The most symbolic figure in this announcement is the TV viewing time for Shorts. The number of more than 2 billion hours per month shakes the existing perception that short-form is only consumed in mobile feeds. Shorts originally grew as portrait-format mobile content, but is now expanding beyond smartphones to living room TVs, connected TVs, and family shared viewing environments.

YouTube's TV strategy is not a sudden shift. CEO Neal Mohan had already stated in his 2025 annual letter that TV had emerged as the primary viewing device for YouTube by viewing time in the United States. TV screens were mentioned as the primary device surpassing mobile and desktop by YouTube viewing time in the U.S. YouTube is now evolving from a mobile platform to a living room media platform.

The essence of this change is the redefinition of TV. In the past, TV was a device for watching programs programmed by broadcasting companies at fixed times. Subsequently, OTT services like Netflix, Disney+, and Amazon Prime Video emerged and TV became a screen for on-demand long-form content. However, as YouTube is increasing its influence on TV screens, TV is changing once again.

Now TV is no longer just a space for broadcasting and OTT. It is becoming a platform-type media space where Shorts, live, podcasts, sports, creator shows, and shopping content compete on the same screen. This is also why YouTube simultaneously emphasized Creator Shows and connected TV shopping features at Brandcast 2026.

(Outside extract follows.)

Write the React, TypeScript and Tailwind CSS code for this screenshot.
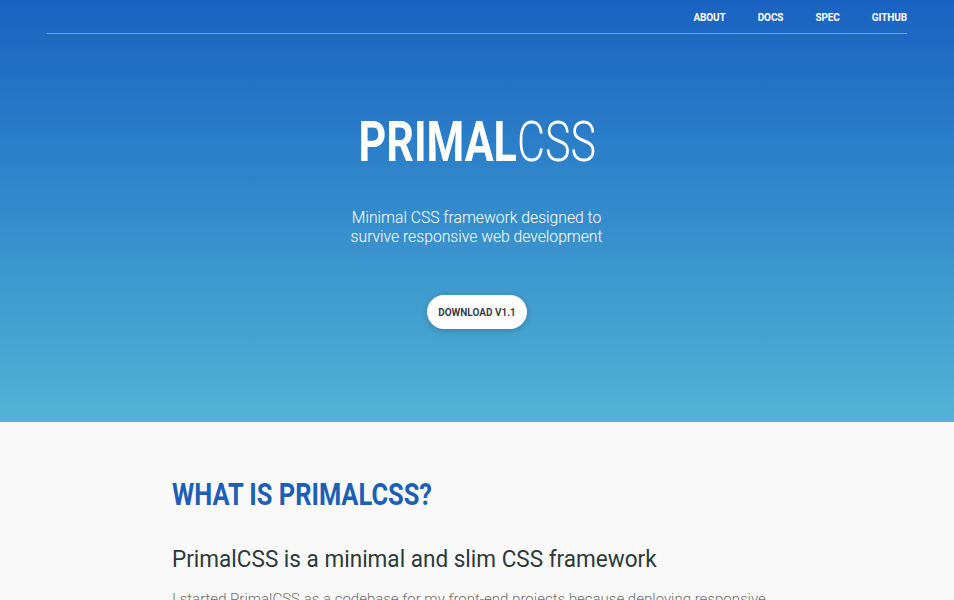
import React from "react";

const NAV = ["About", "Docs", "Spec", "Github"];

export default function App() {
  return (
    <div className="min-h-screen bg-[#f9f9f9] font-['Roboto',sans-serif]">
      {/* Hero */}
      <header className="h-[422px] bg-gradient-to-b from-[#1a62c1] to-[#53b3d4] text-white">
        <nav className="mx-[47px] flex justify-end gap-[32px] border-b border-white/40 pt-[11px] pb-[9px]">
          {NAV.map(n => (
            <a key={n} href="#" className="text-[10px] font-bold uppercase leading-[13px] tracking-[-0.1px]">
              {n}
            </a>
          ))}
        </nav>

        <div className="flex flex-col items-center">
          <h1 className="mt-[80px] text-[56px] leading-[56px]">
            <span className="inline-block origin-center scale-x-[0.77]">
              <span className="font-bold">PRIMAL</span>
              <span className="font-light">CSS</span>
            </span>
          </h1>
          <p className="mt-[38px] text-center text-[16px] font-light leading-[19px]">
            <span className="inline-block origin-center scale-x-[0.98]">
              Minimal CSS framework designed to
              <br />
              survive responsive web development
            </span>
          </p>
          <button className="mt-[49px] h-[34px] w-[100px] rounded-full bg-white text-[10px] font-bold uppercase text-[#3a3f44] shadow-[0_2px_6px_rgba(0,0,0,0.2)]">
            Download v1.1
          </button>
        </div>
      </header>

      {/* About */}
      <main className="mx-auto w-[610px] pt-[53px]">
        <h2 className="text-[31px] font-bold leading-[40px] text-[#1b5fb6]">
          <span className="inline-block origin-left scale-x-[0.82]">WHAT IS PRIMALCSS?</span>
        </h2>
        <h3 className="mt-[30px] text-[23px] leading-[30px] text-[#2d3a3b]">
          <span className="inline-block origin-left scale-x-[0.98] whitespace-nowrap">
            PrimalCSS is a minimal and slim CSS framework
          </span>
        </h3>
        <p className="mt-[12px] text-[15px] font-light leading-[24px] text-[#6f6f6f]">
          I started PrimalCSS as a codebase for my front-end projects because deploying responsive
          websites should be simple, fast and painless.
        </p>
      </main>
    </div>
  );
}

In particular, the entry of Shorts into TV changes the usability of the living room. Short-form is short and fast, and is consumed continuously through algorithmic recommendations. When this grammar enters TV, living room viewing becomes closer to a feed experience that continues endlessly rather than an act of choosing a single show. TV is moving from a broadcast schedule to an algorithmic feed.

Shorts was powerful on mobile but had limitations. Mobile short-form is personal and immediate. Users watch alone, swipe quickly, and react briefly. From an advertiser's perspective, reach was large but there were questions about brand immersion or long-term memory effects.

TV, on the other hand, still has the advantages of a large screen, shared viewing, long dwell time, and brand advertising affinity. Shorts being consumed on TV means the speed of mobile short-form combined with the attention of TV advertising. This is an important change for YouTube's advertising business. Because short-form advertising can expand beyond simple performance advertising into the realm of brand advertising.

In the advertising market, this announcement carries very direct meaning. Traditional TV advertising is still strong in building brand awareness, but was weaker than digital platforms in measurability and targeting. Conversely, mobile short-form advertising was strong in targeting and measurement, but had relatively weaker brand impact than the large screen TV provides.

If YouTube grows TV Shorts viewing time, the advantages of both markets combine. Advertisers can expose short-form advertising on TV screens while utilizing YouTube's data-based targeting and performance measurement. This blurs the boundary between broadcasting advertising budgets and digital advertising budgets.

Going forward, advertising products are likely to evolve in three directions. Shorts-based TV brand advertising will increase, connected TV shopping advertising will be strengthened, and creator-sponsored content may emerge as an alternative to TV advertising. YouTube's emphasis on creator-centered shows and affiliate partnership advertising at Brandcast also shows the trend of advertisers directly investing in creator IP instead of traditional broadcast programs.

From the creator's perspective, production grammar is also bound to change. Until now, what was important for Shorts was the first second on smartphone screens, subtitle density, fast cut transitions, portrait composition, and loop-friendly structure. But as Shorts is consumed on TV, the factors to consider increase.

On TV screens, subtitles that are too small are difficult to read, and the left-right blank space of portrait videos can interfere with content immersion. In an environment watched with family or friends, universal and immediately understandable material rather than overly personal memes may become stronger. Sound design may also change since audio plays through living room speakers rather than earphones.

Ultimately, Shorts creators will need to simultaneously think about content that keeps viewers from swiping on mobile and content that is good to watch together on TV. Short-form got shorter, but the distribution screen got larger. This paradox creates new production competitiveness.

YouTube's TV expansion also poses larger questions to the existing media industry. YouTube is no longer a video sharing site. It is competing with TikTok through Shorts, evolving as a living room media platform through YouTube TV, and pursuing an advertising empire that encompasses the strengths of TV and digital simultaneously. The questions the media industry is now grappling with are converging: what is YouTube, and who is its competitor? This question requires re-examining the very boundaries of the broadcasting, OTT, and platform industries.